Future of Music Summit: 115,000 albums and only 110 'hits'
Quote:WASHINGTON. D.C. – The Future of Music Coalition Policy Summit got rolling Sunday, an annual meeting of musicians, tech-heads, artist managers, academics and music-biz entrepreneurs. The summit’s forward-looking approach is all about making the best of the new reality created by Internet technology and how that might be affected by government policy decisions.
Sounds like heavy stuff. But wonkiness goes hand in hand with the myriad possibilities that await artists in a music industry very different from the one that existed a decade ago, before peer-to-peer file sharing came along.
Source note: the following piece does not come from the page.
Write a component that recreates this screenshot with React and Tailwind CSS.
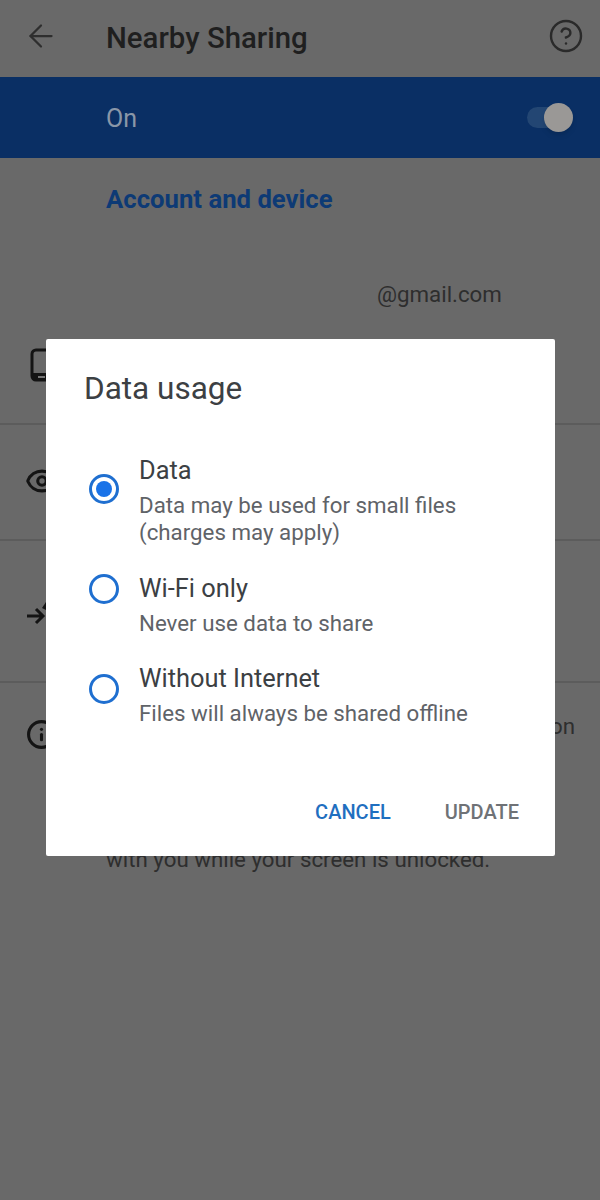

We''ll have plenty more in upcoming days, but as a backdrop for the summit, here are a few tidbits of information shared by publicist Ariel Hyatt about U.S. album sales in 2008: More than 115,000 albums were released, but only 110 sold more than 250,000 copies, a mere 1,500 topped 10,000 sales, and fewer than 6,000 cracked the 1,000 barrier -- further evidence that sales of recorded music are not the way of the future for artists. Instead, it increasingly appears that recordings will be more like adverstisements for opportunities that actually do make money: live performances, merchandise, licensing to movies, commercials and video games, ring tones, etc.